All but the most nostalgic of democratic dreamers acknowledge that face-to-face discussion is no longer a viable model for how we should go about governing ourselves. Instead, contemporary ideas about democratic practice advance representative democracy; the idea that citizens select others to represent their views. The problem, then, becomes one of how average citizens can pass on their views to elected officials and influence the political process. And since face-to-face discussion has proven impractical in large-scale, modern societies, many scholars instead vest their hopes in the media of mass communication, as the place where citizens can take part in the debate vital to a truly democratic governing process.

My research tries to take a fresh look at these problems of democracy and the public's role in it. It investigates how a debating public is created in letters to the editor of daily newspapers, and searches for an opportunity to revitalize democracy through this feature.

The letters section of the daily newspaper is one of the few arenas for public discussion to have survived unchallenged throughout most of the history of American mass media. Readership surveys show that the letters section is one of the most popular items in the newspaper. Editors view the section as "among the few outlets available to the public for voicing opinion," "the community's heartbeat," and "a debating society that never adjourns." Journalism scholars celebrate the letters section as a public forum "essential to the effective operation of the democratic system."

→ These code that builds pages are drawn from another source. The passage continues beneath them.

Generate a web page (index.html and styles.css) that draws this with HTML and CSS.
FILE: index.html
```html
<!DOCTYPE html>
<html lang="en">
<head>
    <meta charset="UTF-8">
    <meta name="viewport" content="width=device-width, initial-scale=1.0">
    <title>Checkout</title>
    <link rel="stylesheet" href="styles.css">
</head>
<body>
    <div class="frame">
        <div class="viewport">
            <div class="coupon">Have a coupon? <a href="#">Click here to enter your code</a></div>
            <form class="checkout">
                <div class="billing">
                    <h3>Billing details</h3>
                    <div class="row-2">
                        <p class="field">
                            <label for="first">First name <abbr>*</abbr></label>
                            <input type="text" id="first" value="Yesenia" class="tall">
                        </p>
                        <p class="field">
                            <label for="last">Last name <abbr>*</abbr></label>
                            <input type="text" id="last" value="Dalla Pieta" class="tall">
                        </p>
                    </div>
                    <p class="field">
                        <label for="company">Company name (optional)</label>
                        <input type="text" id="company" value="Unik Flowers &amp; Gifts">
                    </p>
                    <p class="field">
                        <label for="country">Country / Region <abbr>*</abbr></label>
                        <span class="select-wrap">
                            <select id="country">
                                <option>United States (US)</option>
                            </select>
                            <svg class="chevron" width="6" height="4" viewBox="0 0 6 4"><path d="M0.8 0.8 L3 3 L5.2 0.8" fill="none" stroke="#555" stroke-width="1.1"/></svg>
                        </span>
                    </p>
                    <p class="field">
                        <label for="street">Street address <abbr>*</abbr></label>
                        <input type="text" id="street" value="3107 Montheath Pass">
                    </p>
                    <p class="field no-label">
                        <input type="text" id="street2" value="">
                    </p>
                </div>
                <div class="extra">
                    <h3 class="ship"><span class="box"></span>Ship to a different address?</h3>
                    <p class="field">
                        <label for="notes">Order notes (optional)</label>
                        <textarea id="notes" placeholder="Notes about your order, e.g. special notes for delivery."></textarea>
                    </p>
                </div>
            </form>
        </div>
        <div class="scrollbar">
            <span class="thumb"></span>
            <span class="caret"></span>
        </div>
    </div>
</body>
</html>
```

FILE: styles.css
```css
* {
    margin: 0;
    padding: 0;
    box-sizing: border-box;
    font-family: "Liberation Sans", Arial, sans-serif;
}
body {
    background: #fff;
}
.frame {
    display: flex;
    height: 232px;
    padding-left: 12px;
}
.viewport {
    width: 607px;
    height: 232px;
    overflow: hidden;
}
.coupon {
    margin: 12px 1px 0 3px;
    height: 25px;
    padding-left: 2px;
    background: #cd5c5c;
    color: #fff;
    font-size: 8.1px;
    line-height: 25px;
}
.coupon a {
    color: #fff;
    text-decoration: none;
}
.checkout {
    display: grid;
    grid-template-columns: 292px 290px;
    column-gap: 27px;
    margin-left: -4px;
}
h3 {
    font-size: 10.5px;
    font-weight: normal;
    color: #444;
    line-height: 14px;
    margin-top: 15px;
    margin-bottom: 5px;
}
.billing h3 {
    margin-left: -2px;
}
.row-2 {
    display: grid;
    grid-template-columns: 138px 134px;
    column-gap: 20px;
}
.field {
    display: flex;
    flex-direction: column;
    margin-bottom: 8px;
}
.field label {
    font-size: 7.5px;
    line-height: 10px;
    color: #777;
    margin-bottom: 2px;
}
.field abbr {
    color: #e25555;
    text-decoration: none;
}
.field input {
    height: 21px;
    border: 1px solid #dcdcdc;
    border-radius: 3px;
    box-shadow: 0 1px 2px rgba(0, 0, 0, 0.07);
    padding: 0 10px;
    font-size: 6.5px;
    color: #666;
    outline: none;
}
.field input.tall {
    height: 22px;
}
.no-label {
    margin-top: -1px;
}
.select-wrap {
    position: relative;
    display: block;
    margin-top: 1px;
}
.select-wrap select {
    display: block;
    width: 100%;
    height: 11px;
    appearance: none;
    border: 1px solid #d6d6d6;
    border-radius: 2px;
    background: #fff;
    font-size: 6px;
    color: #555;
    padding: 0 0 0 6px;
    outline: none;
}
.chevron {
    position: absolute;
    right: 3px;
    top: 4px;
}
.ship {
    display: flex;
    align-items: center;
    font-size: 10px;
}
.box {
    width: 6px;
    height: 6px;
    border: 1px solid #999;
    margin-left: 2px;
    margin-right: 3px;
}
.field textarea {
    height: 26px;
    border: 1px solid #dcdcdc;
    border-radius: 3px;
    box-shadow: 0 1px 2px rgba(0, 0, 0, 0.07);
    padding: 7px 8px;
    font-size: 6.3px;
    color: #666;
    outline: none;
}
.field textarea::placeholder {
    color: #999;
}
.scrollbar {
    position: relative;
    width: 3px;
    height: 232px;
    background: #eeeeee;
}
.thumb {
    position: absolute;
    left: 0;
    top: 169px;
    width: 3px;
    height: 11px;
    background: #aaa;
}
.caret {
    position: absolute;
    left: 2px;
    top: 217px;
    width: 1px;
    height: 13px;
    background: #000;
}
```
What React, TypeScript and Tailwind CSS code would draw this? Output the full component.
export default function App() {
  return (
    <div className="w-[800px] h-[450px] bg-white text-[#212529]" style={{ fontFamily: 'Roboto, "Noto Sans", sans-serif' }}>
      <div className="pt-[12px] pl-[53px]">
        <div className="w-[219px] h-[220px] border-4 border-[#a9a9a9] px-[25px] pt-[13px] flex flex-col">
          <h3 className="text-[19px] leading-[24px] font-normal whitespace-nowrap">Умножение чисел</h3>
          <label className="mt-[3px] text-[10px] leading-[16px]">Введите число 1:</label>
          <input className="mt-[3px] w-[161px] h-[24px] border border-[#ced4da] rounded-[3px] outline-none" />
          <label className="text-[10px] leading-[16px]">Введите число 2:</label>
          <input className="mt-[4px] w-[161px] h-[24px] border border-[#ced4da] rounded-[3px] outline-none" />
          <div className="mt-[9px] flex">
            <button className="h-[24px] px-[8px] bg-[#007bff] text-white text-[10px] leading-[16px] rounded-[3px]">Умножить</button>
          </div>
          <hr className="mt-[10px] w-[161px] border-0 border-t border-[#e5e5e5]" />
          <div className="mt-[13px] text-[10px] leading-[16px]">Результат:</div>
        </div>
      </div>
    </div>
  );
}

The letters section should be understood as a creature whose existence unfolds within the context of the daily newspaper. The newspaper is one of a few mass media that appeals to a diverse audience, and is concerned with topics of a timely nature and general interest. Put differently, it is a medium that speaks in the language of the common interest -- it is designed as the safe ground on which we can conduct a democratic conversation. Though the newspaper shares this "general interest" appeal with other media, such as radio, television, and some magazines, it is the prime site for debate of the issues that we all care about.

By studying letters to the editor, my dissertation takes up the question of how media structure or construct public debate, and how this affects our practice of democracy, the expression of concerns of all groups and individuals in society, and the forms of public debate. This is done by (1) analyzing articles about letters written by editors in The Masthead, the National Conference of Editorial Writers' quarterly publication, (2) conducting in-depth interviews with letters editors of Bay Area newspapers, and (3) eliciting responses from writers of letters to the editor.

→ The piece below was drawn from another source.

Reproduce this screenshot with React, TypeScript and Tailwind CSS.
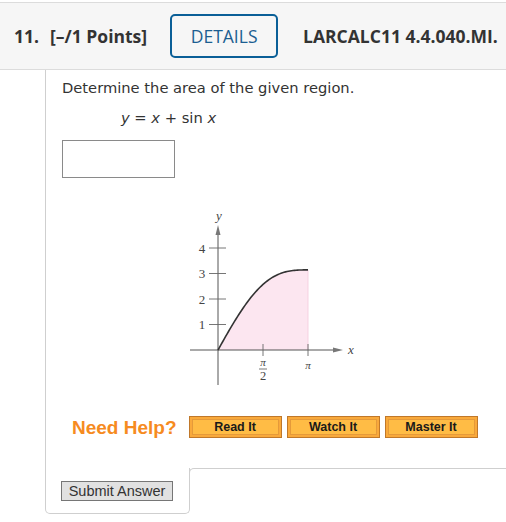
import React from "react";

function Graph() {
  const ox = 33;
  const oy = 145;
  const ux = 90 / Math.PI;
  const uy = 25.5;
  const pts: string[] = [];
  const N = 60;
  for (let i = 0; i <= N; i++) {
    const t = (Math.PI * i) / N;
    const X = ox + t * ux;
    const Y = oy - (t + Math.sin(t)) * uy;
    pts.push(`${X.toFixed(2)},${Y.toFixed(2)}`);
  }
  const curve = "M" + pts.join(" L");
  const endX = ox + Math.PI * ux;
  const fill = curve + ` L${endX.toFixed(2)},${oy} Z`;
  const serif = { fontFamily: '"Liberation Serif", "Times New Roman", serif' };
  return (
    <svg width="180" height="185" viewBox="0 0 180 185" className="block">
      <path d={fill} fill="#fce6f0" />
      <line x1={endX} y1={oy - Math.PI * uy} x2={endX} y2={oy} stroke="#f4c9dc" strokeWidth="0.8" />
      <line x1={ox} y1={180} x2={ox} y2={28} stroke="#555" strokeWidth="1" />
      <polygon points={`${ox},20 ${ox - 2.5},30 ${ox + 2.5},30`} fill="#777" />
      <line x1={5} y1={oy} x2={150} y2={oy} stroke="#555" strokeWidth="1" />
      <polygon points={`158,${oy} 148,${oy - 2.5} 148,${oy + 2.5}`} fill="#777" />
      {[1, 2, 3, 4].map((k) => (
        <g key={k}>
          <line x1={ox - 9} y1={oy - k * uy} x2={ox + 8} y2={oy - k * uy} stroke="#666" strokeWidth="0.9" />
          <text x={ox - 16} y={oy - k * uy + 4.5} fontSize="13" textAnchor="middle" fill="#444" style={serif}>
            {k}
          </text>
        </g>
      ))}
      <line x1={ox + 45} y1={oy - 6} x2={ox + 45} y2={oy + 6} stroke="#666" strokeWidth="0.9" />
      <line x1={endX} y1={oy - 6} x2={endX} y2={oy + 6} stroke="#666" strokeWidth="0.9" />
      <text x={ox + 45} y={oy + 16} fontSize="11" textAnchor="middle" fill="#444" fontStyle="italic" style={serif}>
        π
      </text>
      <line x1={ox + 41} y1={oy + 19} x2={ox + 49} y2={oy + 19} stroke="#555" strokeWidth="0.8" />
      <text x={ox + 45} y={oy + 30} fontSize="12.5" textAnchor="middle" fill="#444" style={serif}>
        2
      </text>
      <text x={endX} y={oy + 19} fontSize="11" textAnchor="middle" fill="#444" fontStyle="italic" style={serif}>
        π
      </text>
      <text x={ox + 1} y={15} fontSize="13" textAnchor="middle" fill="#444" fontStyle="italic" style={serif}>
        y
      </text>
      <text x={166} y={oy + 3.5} fontSize="13" textAnchor="middle" fill="#444" fontStyle="italic" style={serif}>
        x
      </text>
      <path d={curve} fill="none" stroke="#333" strokeWidth="1.6" />
    </svg>
  );
}

function HelpButton({ label }: { label: string }) {
  return (
    <div className="w-[93px] h-[22px] border border-[#c0782a] bg-[#f9a93b] p-[2px] box-border">
      <div className="h-full w-full border border-[#e59a3a] bg-[#ffbc45] flex items-center justify-center text-[12.5px] font-bold text-[#1a1a1a] leading-none font-['Liberation_Sans',Arial,sans-serif]">
        {label}
      </div>
    </div>
  );
}

export default function App() {
  return (
    <div className="w-[506px] h-[522px] bg-white overflow-hidden">
      <div className="mt-[2px] h-[68px] border-t border-b border-[#dcdcdc] bg-[#f6f6f6] flex items-center pl-[14px] font-['Open_Sans',sans-serif] text-[17.5px] text-[#333] whitespace-nowrap">
        <span className="font-bold">11.</span>
        <span className="font-bold ml-[11px]">[–/1 Points]</span>
        <div className="ml-[23px] shrink-0 w-[108px] h-[44px] border-2 border-[#0a5f97] rounded-[5px] flex items-center justify-center text-[#1b5e91] font-medium">
          DETAILS
        </div>
        <span className="font-bold ml-[25px]">LARCALC11 4.4.040.MI.</span>
      </div>

      <div className="ml-[45px] border-l border-[#cfcfcf] pl-[16px] pt-[8px] h-[398px] font-['DejaVu_Sans',Verdana,sans-serif] text-[#333]">
        <div className="text-[14.7px] leading-[20px]">Determine the area of the given region.</div>
        <div className="text-[14.7px] leading-[20px] mt-[10px] ml-[59px]">
          <i>y</i> = <i>x</i> + sin <i>x</i>
        </div>
        <div className="mt-[12px] w-[113px] h-[38px] border border-[#8a8a8a] bg-white" />
        <div className="mt-[27px] ml-[123px]">
          <Graph />
        </div>
        <div className="mt-[26px] flex items-center">
          <span className="ml-[10px] text-[19px] font-bold text-[#f68b1f] font-['Liberation_Sans',Arial,sans-serif] leading-none">
            Need Help?
          </span>
          <div className="ml-[12px] flex gap-[5px]">
            <HelpButton label="Read It" />
            <HelpButton label="Watch It" />
            <HelpButton label="Master It" />
          </div>
        </div>
      </div>

      <div className="flex items-start">
        <div className="ml-[45px] w-[145px] h-[46px] border-l border-b border-r border-[#cfcfcf] rounded-b-[5px] pl-[15px] pt-[13px] box-border">
          <div className="w-[112px] h-[20px] border border-[#767676] bg-[#e1e1e1] flex items-center justify-center text-[14.5px] text-[#333] leading-none font-['Liberation_Sans',Arial,sans-serif]">
            Submit Answer
          </div>
        </div>
        <div className="-ml-[1px] flex-1 h-[6px] border-t border-l border-[#cfcfcf] rounded-tl-[5px]" />
      </div>
    </div>
  );
}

Articles in The Masthead about letters to the editor and the opposite-editorial page, as well as the interviews with editors, shed light on the reasons for and consequences of the practices and ideologies that shape the letters section. At the most basic level, we can get at how editors construct a public debate by teasing out the rules -- written or not -- that editors use to select letters. Such rules get to the core of how editors view the role of letters to the editor within the newspaper, and in the larger context of U. S. democracy. The rules determine whose voices and concerns come to the fore, and whose never stand a chance of being heard. By interviewing letters editors, we can also grasp their understandings of "the public" and "public debate," and how they play into their construction of both.

To understand how citizens contribute to the construction of the public, I ask writers of letters to the editor about why they write letters, and what they wish to gain from it. By asking such questions, we may draw a more coherent picture of the dominant myths and concepts that we, as a society, use to understand the ends and varieties of public debate. And as we move the focus from the gatekeepers of public debate -- the letters editors -- to the public, we also widen our scope by examining not merely editorial practices, but widespread understandings of what public debate and democratic action are all about.

Ultimately, this research raises the question of how the media should engage in the hard work of democracy. It argues that we need to develop an ideal of media operation, tied to an emphasis on public discussion, and committed to a central role for the media in the democratic process, to create and maintain a diverse public debate. It envisions a goal for the media that goes beyond just selling more newspapers. Hopefully, the project can build on the knowledge of scholars across academic disciplines who work on democratic theory, and nudge us toward answering the question of what mass media should do to advance the conversation between and among citizens.